All institutions that engage in hedging/shorting activities of ABS (or assets that are in the related asset pools) will need to consider their activities in light of the Final Rule.  However, we expect that US banks may find it easier to establish compliance with the listed exceptions as those concepts are broadly similar to requirements applicable under the Volcker Rule, although under the Volcker Rule banks have not needed to apply these concepts in the context of loans, which are not subject to the proprietary trading restrictions of the Volcker Rule.  Non-bank financial institutions with more limited operations and/or that are not subject to the Volcker Rule, however, may need to establish substantial internal infrastructure and related procedures to evidence compliance with any listed exceptions they wish to use.  Any use of these exceptions requires a compliance policy that satisfies the requirements in the Final Rule.

Safe Harbor

The prohibition in the Final Rule will not apply to an asset-backed security if it is not issued by a U.S. person (as defined in Rule 902(k) of Regulation S) and the offer and sale of the asset-backed security is in compliance with Regulation S.  This relief is not available to dual Reg S / Rule 144A offerings by a single ABS vehicle (as is common in the CLO market).  The availability of the Regulation S safe harbor may serve as a disincentive to the inclusion of 144A offerings in non-US transactions unless the volume of expected US investor interest warrants the compliance costs.
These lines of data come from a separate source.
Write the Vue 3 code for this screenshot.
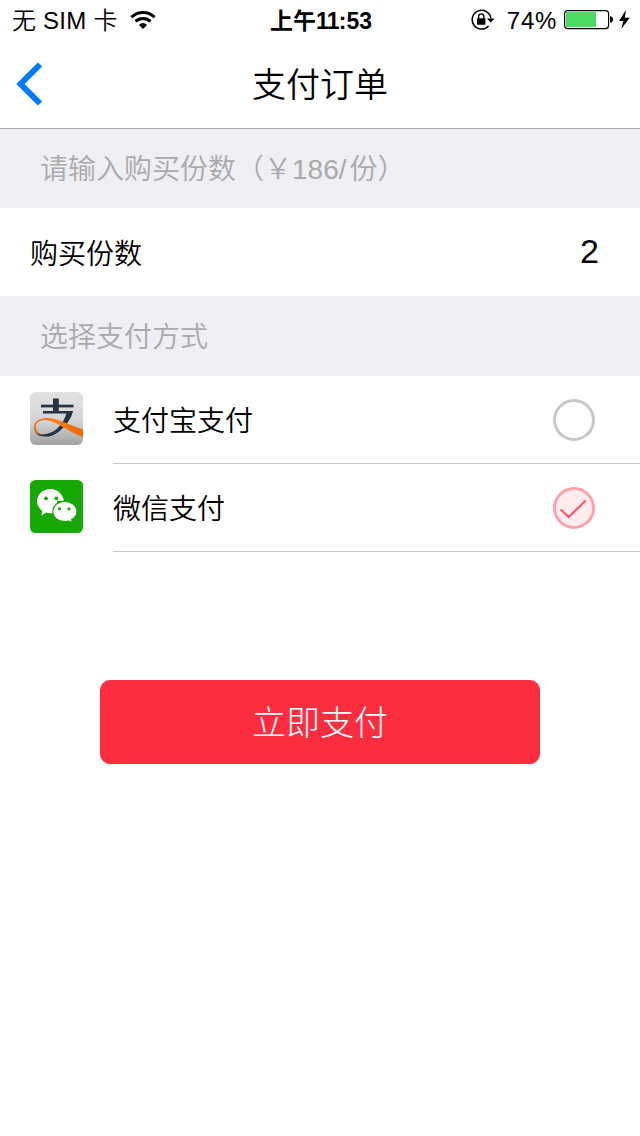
<script setup>
import { ref } from 'vue'

const price = 186
const count = ref(2)
const selected = ref('wechat')
const methods = [
  { id: 'alipay', name: '支付宝支付' },
  { id: 'wechat', name: '微信支付' },
]
</script>

<template>
  <main class="screen">
    <div class="status">
      <div class="carrier">
        <span>无</span><span class="sim">SIM</span><span>卡</span>
        <svg class="wifi" width="26" height="20" viewBox="0 0 26 20">
          <g fill="none" stroke="#000" stroke-width="3">
            <path d="M1.4 7.3Q6.3 2.5 13 2.5T24.6 7.3" />
            <path d="M5.5 11.4Q8.6 8.4 13 8.4T20.5 11.4" />
          </g>
          <path d="M9 15Q10.8 13 13 13T17 15L13 19Z" />
        </svg>
      </div>
      <div class="time"><span>上午</span><span class="ones">11</span><span class="rest">:53</span></div>
      <div class="power">
        <svg width="24" height="22" viewBox="0 0 24 22">
          <path d="M17.6 16.9A9.4 9.4 0 1 1 19.9 9.4" fill="none" stroke="#000" stroke-width="1.5" />
          <path d="M15.8 9.4H23.6L19.8 13.4Z" />
          <rect x="6" y="9.2" width="8.4" height="6.6" rx=".6" />
          <path d="M7.6 10V7.5a2.6 2.6 0 0 1 5.2 0V10" fill="none" stroke="#000" stroke-width="1.4" />
        </svg>
        <span class="percent">74%</span>
        <svg width="67" height="22" viewBox="0 0 67 22">
          <rect x=".6" y="1.6" width="44" height="18" rx="3" fill="#fff" stroke="#000" stroke-width="1.2" />
          <rect x="2" y="3" width="30" height="15" fill="#4cd964" />
          <path d="M46 7.2Q49 7.5 49 10.5T46 13.8Z" />
          <path d="M62 .8L55 12H59.4L57.2 20L65.8 8.8H60.7Z" />
        </svg>
      </div>
    </div>

    <header class="nav">
      <svg class="back" width="28" height="44" viewBox="0 0 28 44">
        <path d="M25 2.5L5.5 22L25 41.5" fill="none" stroke="#007aff" stroke-width="6" />
      </svg>
      <h1>支付订单</h1>
    </header>

    <h2 class="section first">请输入购买份数（￥{{ price }}<span class="slash">/</span>份）</h2>
    <div class="quantity">
      <span>购买份数</span>
      <span class="count">{{ count }}</span>
    </div>

    <h2 class="section">选择支付方式</h2>
    <div v-for="m in methods" :key="m.id" class="method" @click="selected = m.id">
      <svg v-if="m.id === 'alipay'" class="logo" width="53" height="53" viewBox="0 0 53 53">
        <defs>
          <linearGradient id="silver" x1="0" y1="0" x2="0" y2="1">
            <stop offset="0" stop-color="#e3e3e3" />
            <stop offset=".55" stop-color="#d4d4d4" />
            <stop offset="1" stop-color="#a2a2a2" />
          </linearGradient>
          <linearGradient id="ribbon" x1="0" y1="0" x2="1" y2="0">
            <stop offset="0" stop-color="#e8670a" />
            <stop offset=".45" stop-color="#ff7e16" />
            <stop offset="1" stop-color="#f06404" />
          </linearGradient>
        </defs>
        <rect width="53" height="53" rx="6" fill="url(#silver)" />
        <g fill="#263344">
          <rect x="23" y="6.5" width="5.8" height="14" />
          <rect x="11" y="12.7" width="32.5" height="2.7" />
          <path d="M13 19H43Q41.5 26.5 35.2 33.6Q29 41 22.5 43.4Q15.5 45.6 9.5 43.8Q5.2 42 4.3 36.5Q7 42 13 42.4Q22 42.2 28.5 35.3Q34.5 29 36.3 21.6H13Z" />
        </g>
        <path d="M4.3 37C2.8 29.5 10 25.8 18 26.1C30 26.8 39 33.6 53 37.5V45C39.5 40.5 29.5 31 18.5 28.4C10.5 26.9 5.7 30.2 5.7 34.8C5.9 38.5 8 41.6 12.5 42.9C8 42.8 5 40.5 4.3 37Z" fill="url(#ribbon)" />
      </svg>
      <svg v-else class="logo" width="53" height="53" viewBox="0 0 53 53">
        <rect width="53" height="53" rx="5.5" fill="#18a805" />
        <path d="M20.7 9C13 9 7 14.4 7 21.3C7 25.2 9 28.4 12.2 30.8L11.4 35.4L16.3 32.5Q18.5 33.4 22 33.2H27V21H34C32.8 14 27.5 9 20.7 9Z" fill="#fff" />
        <path d="M34.8 21.3C28 21.3 22.8 25.8 22.8 31.5C22.8 37.3 28 41.7 34.8 41.7Q37 41.7 38.8 41L42.6 42.9L41.6 39.5C45 37.6 47 34.9 47 31.5C47 25.8 41.5 21.3 34.8 21.3Z" fill="#fff" stroke="#18a805" stroke-width="1.2" />
        <g fill="#18a805">
          <circle cx="16" cy="18.4" r="1.9" /><circle cx="26.3" cy="18.4" r="1.9" />
          <circle cx="29.5" cy="28.8" r="1.6" /><circle cx="39" cy="28.8" r="1.6" />
        </g>
      </svg>
      <div class="detail">
        <span>{{ m.name }}</span>
        <svg class="radio" width="42" height="42" viewBox="0 0 42 42">
          <circle v-if="selected !== m.id" cx="21" cy="21" r="19.5" fill="#fff" stroke="#c8c8c8" stroke-width="3" />
          <template v-else>
            <circle cx="21" cy="21" r="19.5" fill="#ffecee" stroke="#ffa1aa" stroke-width="3" />
            <path d="M8.3 23L15.8 30L32.2 14" fill="none" stroke="#ff5a6a" stroke-width="2.3" stroke-linecap="round" />
          </template>
        </svg>
      </div>
    </div>

    <button class="pay">立即支付</button>
  </main>
</template>

<style>
body {
  background: #fff;
}
</style>

<style scoped>
.screen {
  display: flex;
  flex-direction: column;
  width: 640px;
  height: 1136px;
  overflow: hidden;
  background: #fff;
  color: #000;
  font-family: "Liberation Sans", "Noto Sans CJK SC", sans-serif;
  font-weight: 350;
  font-size: 28px;
}
.status {
  display: grid;
  grid-template-columns: 1fr auto 1fr;
  align-items: center;
  height: 40px;
  padding: 0 9px 0 12px;
  font-size: 24px;
  line-height: 38px;
}
.status span {
  padding-top: 2px;
}
.carrier {
  display: flex;
  align-items: center;
}
.sim {
  margin: 0 7px;
  letter-spacing: 0.3px;
}
.wifi {
  margin-left: 12px;
}
.time {
  display: flex;
  margin-right: 1px;
  font-size: 23px;
  font-weight: 700;
}
.ones {
  letter-spacing: -0.8px;
}
.rest {
  letter-spacing: 0;
}
.power {
  display: flex;
  align-items: center;
  justify-content: flex-end;
}
.percent {
  margin: 0 7px 0 12px;
  letter-spacing: 0.7px;
}
.nav {
  display: grid;
  grid-template-columns: 60px 1fr 60px;
  align-items: center;
  box-sizing: border-box;
  height: 89px;
  border-bottom: 1px solid #a7a7ac;
}
.back {
  margin-left: 15px;
}
h1 {
  margin: 0;
  padding-bottom: 3px;
  font-size: 34px;
  font-weight: 350;
  text-align: center;
}
.section {
  margin: 0;
  height: 80px;
  padding: 2px 0 0 40px;
  box-sizing: border-box;
  background: #efeff4;
  color: #aaa;
  font-size: 28px;
  font-weight: 350;
  line-height: 80px;
}
.section.first {
  height: 79px;
  padding-top: 1px;
  line-height: 79px;
}
.slash {
  margin-right: 3px;
}
.quantity {
  display: flex;
  align-items: center;
  justify-content: space-between;
  height: 88px;
  padding: 0 41px 0 30px;
  box-sizing: border-box;
}
.count {
  padding-bottom: 2px;
  font-size: 34px;
}
.method {
  display: flex;
  height: 88px;
}
.logo {
  flex: none;
  margin: 16px 30px 0;
}
.detail {
  display: flex;
  flex: 1;
  align-items: center;
  justify-content: space-between;
  box-sizing: border-box;
  padding-right: 45px;
  border-bottom: 1px solid #c8c7cc;
}
.detail span {
  padding-bottom: 2px;
}
.pay {
  width: 440px;
  height: 84px;
  margin: 128px auto 0;
  padding: 0 0 3px;
  border: 0;
  border-radius: 10px;
  background: #fd2d40;
  color: #fff;
  font-family: inherit;
  font-size: 34px;
  font-weight: 300;
}
</style>
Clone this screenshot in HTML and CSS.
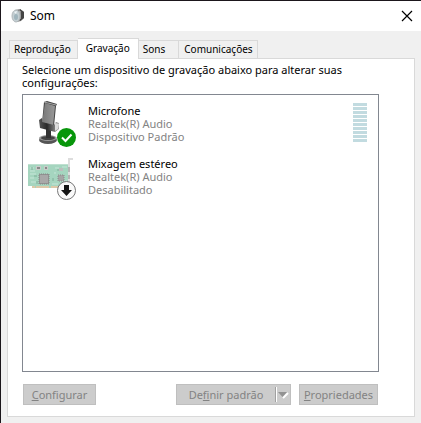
FILE: index.html
```html
<!DOCTYPE html>
<html lang="pt-BR">
<head>
<meta charset="utf-8">
<title>Som</title>
<link rel="stylesheet" href="styles.css">
</head>
<body>
<main class="window">
  <header class="titlebar">
    <svg class="app-icon" viewBox="0 0 14 16" aria-hidden="true">
      <path d="M4 2 9 1 13 4V10L10 13 6 14z" fill="#888"/>
      <path d="M9 1 13 4V10L9 13z" fill="#444"/>
      <path d="M9 3v8" stroke="#ddd"/>
      <ellipse cx="5" cy="8" rx="4" ry="6" fill="#c3ced2" stroke="#b0b7ba"/>
      <ellipse cx="5" cy="9" rx="2" ry="3" fill="#9fb4bc"/>
      <path d="M3 4 6 3 5 6z" fill="#eef4f6"/>
    </svg>
    <h1 class="title">Som</h1>
    <button class="close" type="button" aria-label="Fechar">
      <svg class="close-icon" viewBox="0 0 12 12" aria-hidden="true"><path d="M1 1 11 11M11 1 1 11" stroke="#000" stroke-width="1.2"/></svg>
    </button>
  </header>
  <div class="content">
    <div class="tabs" role="tablist">
      <button class="tab first" type="button" role="tab">Reprodução</button>
      <button class="tab active" type="button" role="tab" aria-selected="true">Gravação</button>
      <button class="tab sounds" type="button" role="tab">Sons</button>
      <button class="tab" type="button" role="tab">Comunicações</button>
    </div>
    <section class="panel" role="tabpanel">
      <p class="hint">Selecione um dispositivo de gravação abaixo para alterar suas configurações:</p>
      <ul class="devices">
        <li class="device">
          <svg class="device-icon" viewBox="0 0 56 50" aria-hidden="true">
            <defs>
              <linearGradient id="mic" x1="0" x2="1"><stop offset="0" stop-color="#777"/><stop offset="1" stop-color="#999"/></linearGradient>
              <linearGradient id="holder" x1="0" x2="1"><stop offset="0" stop-color="#555"/><stop offset=".4" stop-color="#292929"/><stop offset="1" stop-color="#aaa"/></linearGradient>
            </defs>
            <ellipse cx="24" cy="42" rx="9" ry="4" fill="#555"/>
            <ellipse cx="24" cy="40" rx="9" ry="3" fill="#999"/>
            <ellipse cx="24" cy="40" rx="7" ry="2" fill="#444"/>
            <path d="M22 30h5v10h-5z" fill="#333"/>
            <path d="M20 4 23 3 33 6 32 8 30 28 18 25z" fill="#444"/>
            <path d="M21 5 31 8 29 28 18 25z" fill="url(#mic)"/>
            <path d="M20 4 32 7" stroke="#aaa"/>
            <path d="M15 22 18 20V24L30 27 32 24 35 25V31L31 34 16 30z" fill="url(#holder)"/>
            <path d="M31 25 35 26 34 31 31 33z" fill="#ddd"/>
            <circle cx="42.500" cy="39.500" r="9.500" fill="#08960b"/>
            <path d="M38 39.500 41.500 43 47.500 36.500" fill="none" stroke="#fff" stroke-width="2"/>
          </svg>
          <div class="device-text">
            <h2 class="device-name">Microfone</h2>
            <p>Realtek(R) Audio</p>
            <p>Dispositivo Padrão</p>
          </div>
          <div class="meter" role="img" aria-label="Nível">
            <i></i><i></i><i></i><i></i><i></i><i></i><i></i><i></i><i></i><i></i>
          </div>
        </li>
        <li class="device">
          <svg class="device-icon" viewBox="0 0 56 50" aria-hidden="true">
            <path d="M4 13h40v22H29v2H9v-2H4z" fill="#a5d5bf"/>
            <path d="M4 13h40v1H4z" fill="#bfe0d0"/>
            <path d="M8 35h3v2H8zM12 35h13v2H12zM27 35h9v2h-9z" fill="#dcc8a8"/>
            <path d="M49 8H45V33" fill="none" stroke="#ddd" stroke-width="2"/>
            <path d="M44 16h2v5h-2zM44 24h2v4h-2z" fill="#b4b4b4"/>
            <path d="M6 17h4M6 20h5M6 23h6M6 27h4M7 31h5M31 17h4M36 30h7M30 22h2M38 16h5M28 33h6" stroke="#c6e6d8"/>
            <path d="M8 16v3M10 25h3M13 30v3M29 27v3M34 18v2" stroke="#7fae98"/>
            <path d="M12 15h5v4h-5zM20 15h4v4h-4z" fill="#c9cbc9"/>
            <path d="M13 16h3v2h-3zM21 16h2v2h-2z" fill="#888"/>
            <path d="M15 23h10v10H15z" fill="#929292" stroke="#888" stroke-dasharray="1 1"/>
            <path d="M16 24h8v8h-8z" fill="#a8a8a8"/>
            <path d="M34 24h6v6h-6z" fill="#a5a5a5" stroke="#888" stroke-dasharray="1 1"/>
            <path d="M35 17h4v3h-4z" fill="#bdbdbd"/>
            <circle cx="42.500" cy="39.500" r="9" fill="#fafafa" stroke="#777"/>
            <path d="M40 34h5v5h3l-5.500 6-5.500-6h3z" fill="#151515"/>
          </svg>
          <div class="device-text">
            <h2 class="device-name">Mixagem estéreo</h2>
            <p>Realtek(R) Audio</p>
            <p>Desabilitado</p>
          </div>
        </li>
      </ul>
      <footer class="actions">
        <button class="btn configure" type="button" disabled><span><u>C</u>onfigurar</span></button>
        <div class="split">
          <button class="split-main" type="button" disabled><span>De<u>f</u>inir padrão</span></button>
          <button class="split-arrow" type="button" disabled aria-label="Mais opções">
            <svg class="arrow-icon" viewBox="0 0 12 8" aria-hidden="true"><path d="M6 7 11 2" stroke="#fff" stroke-width="2"/><path d="M1 1h9L5.500 6z" fill="#929292"/></svg>
          </button>
        </div>
        <button class="btn properties" type="button" disabled><span><u>P</u>ropriedades</span></button>
      </footer>
    </section>
  </div>
</main>
</body>
</html>
```
FILE: styles.css
```css
* { box-sizing: border-box; }
body {
  margin: 0;
  background: #f0f0f0;
  color: #000;
  font: 11px/13px "Noto Sans", "Open Sans", sans-serif;
}
h1, h2, p, ul { margin: 0; padding: 0; font: inherit; }
button { margin: 0; padding: 0; border: 0; background: none; color: inherit; font: inherit; }
.window {
  display: flex;
  flex-direction: column;
  min-height: 100vh;
  border: solid #1b161b;
  border-width: 1px 0 0 1px;
}
.titlebar {
  display: flex;
  align-items: center;
  height: 30px;
  padding: 0 8px 0 10px;
  background: #fff;
}
.app-icon { width: 14px; height: 16px; }
.title { flex: 1; margin-left: 5px; font-size: 12px; line-height: 16px; }
.close { display: flex; }
.close-icon { width: 12px; height: 12px; }
.content { flex: 1; display: flex; flex-direction: column; padding: 7px 6px 6px; }
.tabs { display: flex; align-items: flex-end; height: 20px; padding-left: 2px; }
.tab {
  height: 18px;
  padding: 0 4px 0 5px;
  border: 1px solid #d9d9d9;
  border-width: 1px 1px 0 0;
  background: #f0f0f0;
  font-size: 10px;
  white-space: nowrap;
}
.tab.first { padding: 0 6px 0 4px; border-left-width: 1px; }
.tab.active { position: relative; height: 21px; margin-bottom: -1px; padding: 0 8px 2px; background: #fff; }
.tab.sounds { padding: 0 13px 0 4px; }
.panel {
  flex: 1;
  display: flex;
  flex-direction: column;
  padding: 4px 35px 11px 14px;
  border: 1px solid #d9d9d9;
  background: #fff;
}
.hint { padding-bottom: 5px; }
.devices { flex: 1; padding: 3px 11px 3px 1px; border: 1px solid #828790; list-style: none; }
.device { display: flex; align-items: flex-start; height: 53px; }
.device-icon { width: 56px; height: 50px; }
.device-text { flex: 1; padding: 6px 0 0 8px; color: #838383; }
.device-name { color: #000; }
.meter { display: grid; gap: 1px; width: 14px; margin-top: 5px; }
.meter i { height: 3px; background: #c2dbe0; }
.actions { display: flex; height: 33px; padding: 12px 1px 0; }
.btn, .split { height: 21px; border: 1px solid #bfbfbf; background: #ccc; color: #838383; }
.configure { width: 73px; }
.split { display: flex; width: 115px; margin: 0 8px 0 auto; }
.split-main { flex: 1; }
.split-arrow { display: flex; align-items: center; justify-content: center; width: 15px; height: 15px; margin-top: 2px; border-left: 1px solid #a0a0a0; box-shadow: inset 1px 0 #fff; }
.arrow-icon { width: 12px; height: 8px; }
.properties { width: 79px; }
```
[1] Final Rule: Prohibition Against Conflicts of Interest in Certain Securitizations, 88 Fed. Reg. 85396 (December 7, 2023), codified at 17 C.F.R. § 230.192.

[2] Proposed Rule: Prohibition Against Conflicts of Interest in Certain Securitizations, 76 Fed. Reg. 78181 (December 16, 2011).

[3] Regulation Best Interest: The Broker-Dealer Standard of Conduct, 84 Fed. Reg. 33318 (July 12, 2019), codified at 17 C.F.R. § 240.